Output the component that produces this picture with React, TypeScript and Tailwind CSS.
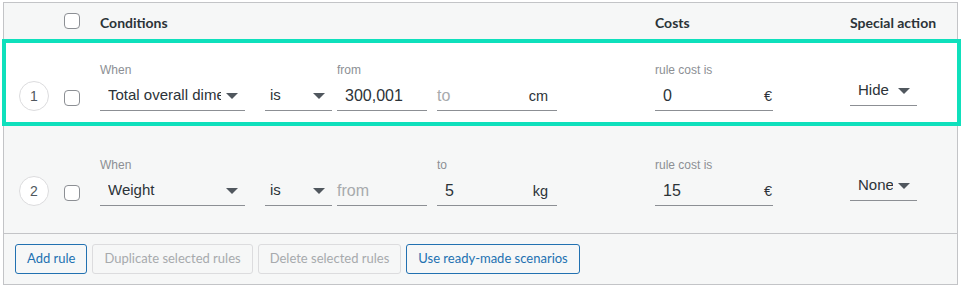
const sans = "font-['Liberation_Sans',Arial,sans-serif]";
const ui = "font-['Lato','Open_Sans',sans-serif]";

const Arrow = () => (
  <svg width="12" height="6" viewBox="0 0 12 6" className="shrink-0">
    <path d="M0 0 L12 0 L6 6 Z" fill="#50575e" />
  </svg>
);

const Checkbox = ({ className = '' }: { className?: string }) => (
  <span
    className={`block w-4 h-4 shrink-0 rounded-[4px] border-[1.5px] border-[#8c8f94] bg-white ${className}`}
  />
);

const Label = ({ text }: { text?: string }) => (
  <div className={`h-4 leading-4 text-[12px] text-[#8c8f94] mb-[3px] ${sans}`}>
    {text}
  </div>
);

const Select = ({
  label,
  value,
  width,
  pad,
}: {
  label?: string;
  value: string;
  width: string;
  pad: string;
}) => (
  <div className={`flex flex-col shrink-0 ${width}`}>
    <Label text={label} />
    <div
      className={`h-[30px] flex items-center border-b border-[#8c8f94] pr-[7px] ${pad} text-[15px] text-[#2c3338] ${sans}`}
    >
      <span className="flex-1 mr-[5px] whitespace-nowrap overflow-hidden">{value}</span>
      <Arrow />
    </div>
  </div>
);

const Input = ({
  label,
  value,
  placeholder,
  unit,
  width,
  unitPad = 'pr-[9px]',
}: {
  label?: string;
  value?: string;
  placeholder?: string;
  unit?: string;
  width: string;
  unitPad?: string;
}) => (
  <div className={`flex flex-col shrink-0 ${width}`}>
    <Label text={label} />
    <div
      className={`h-[30px] flex items-center justify-between border-b border-[#8c8f94] ${unitPad} ${sans}`}
    >
      {value ? (
        <span className="pl-2 text-[16px] text-[#2c3338]">{value}</span>
      ) : (
        <span className="text-[16px] text-[#a7aaad]">{placeholder}</span>
      )}
      {unit && (
        <span className="text-[14.5px] text-[#2c3338] mt-[3px]">{unit}</span>
      )}
    </div>
  </div>
);

type Rule = {
  n: number;
  when: string;
  from?: string;
  to?: string;
  fromLabel?: string;
  toLabel?: string;
  unit: string;
  cost: string;
  action: string;
};

const RuleRow = ({ rule }: { rule: Rule }) => (
  <div className="flex items-start">
    <div className="flex flex-col shrink-0">
      <Label />
      <div className="h-[30px] flex items-center">
        <span
          className={`w-[30px] h-[30px] rounded-full border border-[#dcdcde] bg-white flex items-center justify-center text-[14px] text-[#50575e] ${sans}`}
        >
          {rule.n}
        </span>
      </div>
    </div>
    <div className="flex flex-col shrink-0 ml-[15px]">
      <Label />
      <div className="h-[30px] flex items-center pt-[3px]">
        <Checkbox />
      </div>
    </div>
    <div className="ml-5">
      <Select label="When" value={rule.when} width="w-[145px]" pad="pl-2" />
    </div>
    <div className="ml-5">
      <Select value="is" width="w-[67px]" pad="pl-[5px]" />
    </div>
    <div className="ml-[5px]">
      <Input
        label={rule.fromLabel}
        value={rule.from}
        placeholder="from"
        width="w-[90px]"
      />
    </div>
    <div className="ml-[10px]">
      <Input
        label={rule.toLabel}
        value={rule.to}
        placeholder="to"
        unit={rule.unit}
        width="w-[120px]"
      />
    </div>
    <div className="ml-[98px]">
      <Input
        label="rule cost is"
        value={rule.cost}
        unit="€"
        width="w-[118px]"
        unitPad="pr-[1px]"
      />
    </div>
    <div className="ml-[77px] -mt-[5px]">
      <Select value={rule.action} width="w-[67px]" pad="pl-2" />
    </div>
  </div>
);

const rules: Rule[] = [
  {
    n: 1,
    when: 'Total overall dimensions',
    from: '300,001',
    fromLabel: 'from',
    unit: 'cm',
    cost: '0',
    action: 'Hide',
  },
  {
    n: 2,
    when: 'Weight',
    to: '5',
    toLabel: 'to',
    unit: 'kg',
    cost: '15',
    action: 'None',
  },
];

const Button = ({
  children,
  disabled,
}: {
  children: React.ReactNode;
  disabled?: boolean;
}) => (
  <button
    className={`h-[30px] px-[11px] rounded-[3px] border text-[13px] whitespace-nowrap ${ui} ${
      disabled
        ? 'border-[#dcdcde] text-[#a7aaad] bg-[#f6f7f7]'
        : 'border-[#2271b1] text-[#2271b1] bg-[#f6f7f7]'
    }`}
  >
    {children}
  </button>
);

export default function App() {
  return (
    <div className="w-[962px] h-[289px] bg-white pt-[2px] pl-[3px]">
      <div className="w-[955px] h-[283px] border border-[#c3c4c7] bg-[#f6f7f7] flex flex-col">
        <div
          className={`h-[36px] flex items-center pt-[3px] pl-[60px] text-[14px] font-bold text-[#2c3338] ${ui}`}
        >
          <Checkbox className="-mt-[3px]" />
          <span className="ml-5 w-[555px]">Conditions</span>
          <span className="w-[195px]">Costs</span>
          <span>Special action</span>
        </div>
        <div className="-ml-[2px] -mr-[4px] h-[87px] border-4 border-[#0fe0bc] bg-white pl-[13px] pt-[19px]">
          <RuleRow rule={rules[0]} />
        </div>
        <div className="h-[107px] pl-[15px] pt-[31px]">
          <RuleRow rule={rules[1]} />
        </div>
        <div className="flex-1 border-t border-[#c3c4c7] pl-[11px] pt-[10px] flex gap-[5px]">
          <Button>Add rule</Button>
          <Button disabled>Duplicate selected rules</Button>
          <Button disabled>Delete selected rules</Button>
          <Button>Use ready-made scenarios</Button>
        </div>
      </div>
    </div>
  );
}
········
• [Aim of the task]:
In the listing above, how many lines include the word "React"? Answer with the number and nothing more.

• [Output for this task]:
2